United States retail sales fell for a third straight month in February, heading in the opposite direction of economists’ predictions. Consumers spent 0.6 percent less on retail goods in February compared to January according to the advance report released Thursday by the US Commerce Department.
The US retail sales growth rate has been on a downward trajectory since January 2014. Except for a slight uptick with holiday season spending, the retail growth rate has declined or been absolutely negative for every month except one. In the past three months sales have declined absolutely, with a 0.9 percent decline in December, 0.8 percent in January, and 0.6 percent in February.
This downward trend in spending reflects the actual conditions facing millions of working people: unemployment, employment in undesired low-paying service jobs, declining or stagnating wages, cuts to hours, and a general decline in living standards. These latest figures, suggestive of recessionary trends, further underscore that there is no real economic recovery under way. Insofar as jobs are being created they are overwhelmingly low-paid, oftentimes in the service sector. Traditionally high-paying jobs have undergone massive wage cuts. For instance, vehicle manufacturing workers lost 21 percent of their income between 2003 and 2013.
Recessionary signs are emerging not only in the United States, but worldwide. The Organization for Economic Co-operation and Development released a report last month that stated, “[A] return to the pre-crisis growth path remains elusive for the majority of the OECD countries. In most advanced economies, potential growth has been revised down and, in some cases, there are growing concerns that persistently weak demand is pulling down potential growth further, resulting in a protracted period of stagnation.”
The only actual recovery that has occurred since the 2008 financial crisis is on Wall Street. The assets of the super-rich have soared as the stock market has been inflated by an endless supply of virtually free cash from the Federal Reserve.
The perverse relationship between the actual economy and the stock market was highlighted on Thursday when the news of a third month of decline in retail sales caused the biggest gain in five weeks on Wall Street. Speculators pushed the Dow up a total of 260 points, betting that the Federal Reserve would sustain the flow of cheap cash that undergirds the current stock market bubble.
Sales did not fall in just one sector of the economy in February but did so broadly. Auto purchases declined by 2.5 percent, the worst decline in over a year, sales at restaurants and bars also had their worst month in over a year, declining by 0.6 percent. Retail sales fell at department stores and Walmart-type retailers by 1.2 percent. Home improvement stores saw a 2.3 percent decrease and electronics stores 1.2 percent. Over the past year retail sales have risen cumulatively by 1.7 percent; during times of economic growth this rate is closer to five or six percent.
Economists had predicted that retail sales would have actually increased by 0.3 percent.
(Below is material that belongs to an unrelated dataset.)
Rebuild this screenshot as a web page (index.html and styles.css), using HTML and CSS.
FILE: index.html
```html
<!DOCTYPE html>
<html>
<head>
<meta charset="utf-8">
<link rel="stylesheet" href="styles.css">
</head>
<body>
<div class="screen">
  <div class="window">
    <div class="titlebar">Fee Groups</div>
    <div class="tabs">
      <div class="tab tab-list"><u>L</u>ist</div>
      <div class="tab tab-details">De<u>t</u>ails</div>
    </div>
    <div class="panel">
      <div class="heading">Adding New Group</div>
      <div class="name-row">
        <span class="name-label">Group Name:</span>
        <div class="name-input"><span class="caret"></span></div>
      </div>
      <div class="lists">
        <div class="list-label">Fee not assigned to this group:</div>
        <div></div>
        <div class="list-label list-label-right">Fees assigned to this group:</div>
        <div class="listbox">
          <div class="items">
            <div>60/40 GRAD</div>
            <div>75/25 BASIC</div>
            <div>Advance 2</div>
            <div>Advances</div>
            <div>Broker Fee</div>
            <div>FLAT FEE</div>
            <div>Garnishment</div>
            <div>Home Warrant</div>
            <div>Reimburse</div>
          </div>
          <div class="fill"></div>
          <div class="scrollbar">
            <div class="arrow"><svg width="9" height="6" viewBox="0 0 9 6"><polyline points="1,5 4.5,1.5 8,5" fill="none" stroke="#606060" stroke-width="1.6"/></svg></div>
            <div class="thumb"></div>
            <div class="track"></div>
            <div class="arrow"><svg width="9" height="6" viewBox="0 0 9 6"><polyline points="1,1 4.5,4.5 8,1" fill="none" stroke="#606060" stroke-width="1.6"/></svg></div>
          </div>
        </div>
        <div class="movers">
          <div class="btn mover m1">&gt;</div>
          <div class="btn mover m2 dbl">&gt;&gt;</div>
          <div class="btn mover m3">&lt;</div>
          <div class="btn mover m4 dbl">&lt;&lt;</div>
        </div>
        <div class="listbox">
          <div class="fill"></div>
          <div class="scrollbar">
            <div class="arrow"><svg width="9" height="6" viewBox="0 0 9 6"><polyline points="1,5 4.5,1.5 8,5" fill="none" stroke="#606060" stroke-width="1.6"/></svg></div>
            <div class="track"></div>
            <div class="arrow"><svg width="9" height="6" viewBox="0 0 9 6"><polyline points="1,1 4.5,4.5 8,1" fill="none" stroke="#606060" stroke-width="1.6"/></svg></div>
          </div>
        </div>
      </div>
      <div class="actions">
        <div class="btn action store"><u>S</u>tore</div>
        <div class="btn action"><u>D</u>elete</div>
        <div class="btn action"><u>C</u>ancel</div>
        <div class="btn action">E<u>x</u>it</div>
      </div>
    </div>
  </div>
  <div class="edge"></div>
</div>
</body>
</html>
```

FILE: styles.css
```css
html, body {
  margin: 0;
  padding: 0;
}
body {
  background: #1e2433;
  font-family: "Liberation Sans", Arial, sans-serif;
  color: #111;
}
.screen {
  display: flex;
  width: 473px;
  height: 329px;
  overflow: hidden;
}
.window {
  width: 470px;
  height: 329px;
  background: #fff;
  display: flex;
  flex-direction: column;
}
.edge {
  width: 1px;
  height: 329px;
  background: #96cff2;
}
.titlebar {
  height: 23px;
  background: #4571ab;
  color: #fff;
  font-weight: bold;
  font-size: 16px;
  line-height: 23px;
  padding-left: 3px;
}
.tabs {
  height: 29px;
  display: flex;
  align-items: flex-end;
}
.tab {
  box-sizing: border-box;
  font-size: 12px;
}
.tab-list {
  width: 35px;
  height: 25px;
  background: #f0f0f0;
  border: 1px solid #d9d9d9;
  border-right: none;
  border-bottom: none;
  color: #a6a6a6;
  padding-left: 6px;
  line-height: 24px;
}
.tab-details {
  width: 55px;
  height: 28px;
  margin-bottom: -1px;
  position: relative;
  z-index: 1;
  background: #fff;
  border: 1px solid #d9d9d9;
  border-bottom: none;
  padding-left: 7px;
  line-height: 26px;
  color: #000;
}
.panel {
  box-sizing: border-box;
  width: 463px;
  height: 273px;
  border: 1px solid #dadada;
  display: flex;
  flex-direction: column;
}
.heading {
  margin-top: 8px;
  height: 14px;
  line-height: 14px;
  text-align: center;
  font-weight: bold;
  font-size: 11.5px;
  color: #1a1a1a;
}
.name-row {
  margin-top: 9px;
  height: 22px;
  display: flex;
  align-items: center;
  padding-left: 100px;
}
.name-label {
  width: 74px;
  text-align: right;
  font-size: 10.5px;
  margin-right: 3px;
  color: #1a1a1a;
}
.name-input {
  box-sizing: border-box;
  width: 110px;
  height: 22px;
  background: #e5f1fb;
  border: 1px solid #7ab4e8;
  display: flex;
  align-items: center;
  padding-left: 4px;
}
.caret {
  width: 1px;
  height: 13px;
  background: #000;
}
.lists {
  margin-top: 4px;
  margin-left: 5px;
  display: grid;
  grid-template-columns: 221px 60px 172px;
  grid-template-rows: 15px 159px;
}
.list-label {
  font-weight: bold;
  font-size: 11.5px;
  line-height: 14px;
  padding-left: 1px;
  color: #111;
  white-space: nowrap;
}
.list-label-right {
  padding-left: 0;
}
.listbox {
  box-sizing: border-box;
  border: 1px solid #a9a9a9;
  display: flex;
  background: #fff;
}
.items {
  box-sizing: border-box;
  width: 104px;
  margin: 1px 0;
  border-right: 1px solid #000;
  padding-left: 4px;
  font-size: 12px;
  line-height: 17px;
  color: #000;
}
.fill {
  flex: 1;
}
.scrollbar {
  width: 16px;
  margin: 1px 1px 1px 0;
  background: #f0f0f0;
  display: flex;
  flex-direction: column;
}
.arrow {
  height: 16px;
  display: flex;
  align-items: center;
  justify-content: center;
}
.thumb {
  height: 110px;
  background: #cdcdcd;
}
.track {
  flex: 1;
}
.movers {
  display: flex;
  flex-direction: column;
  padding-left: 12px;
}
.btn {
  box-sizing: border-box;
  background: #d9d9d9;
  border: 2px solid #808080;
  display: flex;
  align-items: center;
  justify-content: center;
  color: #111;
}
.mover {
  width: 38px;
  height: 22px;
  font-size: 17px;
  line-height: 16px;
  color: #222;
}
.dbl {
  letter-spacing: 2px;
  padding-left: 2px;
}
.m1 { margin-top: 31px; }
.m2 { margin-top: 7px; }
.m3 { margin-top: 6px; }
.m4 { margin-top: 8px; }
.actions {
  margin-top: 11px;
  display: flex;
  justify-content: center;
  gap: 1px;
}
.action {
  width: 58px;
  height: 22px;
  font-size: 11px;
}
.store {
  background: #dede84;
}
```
The New York Times wrote, “Solid employment growth and falling gas prices should give consumers more money to spend on other items.”
The Times overlooks the fact that while the official jobless rate has declined, primarily due to workers leaving the workforce, February was the 11th straight month in a row that the labor force participation rate—a more accurate measure of unemployment—remained below 63 percent. February’s rate was the lowest since 1978. Meanwhile wages stagnated in February for non-supervisory and production workers, reflecting a larger trend of low-wage growth and wage stagnation.
The news of a sustained downturn in sales comes amidst other expressions of economic stagnation. Also on Thursday, Intel, the computer chip manufacturer, slashed its first quarter revenue estimate by almost a billion dollars. The company cited “increasingly challenging” economic conditions as the major reason behind the reduced estimate.
US Steel announced that it would lay off 412 workers at a plant in Minnesota that was idled this past week. This is on top of a layoff of 1,800 workers at a plant in Alabama announced in February. The castings and machine parts producer Chassix Holdings also filed for bankruptcy Thursday. The company has about 3,500 workers, whose jobs and retirements could be put in jeopardy.
Additionally, two tech companies, Cypress and Spansion, are planning to merge and have announced a cut of 1,600 jobs between the two of them as a part of the deal. Target also announced job cuts via email this week. The company will cut about 3,100 positions, 1,700 of which are currently occupied by employees.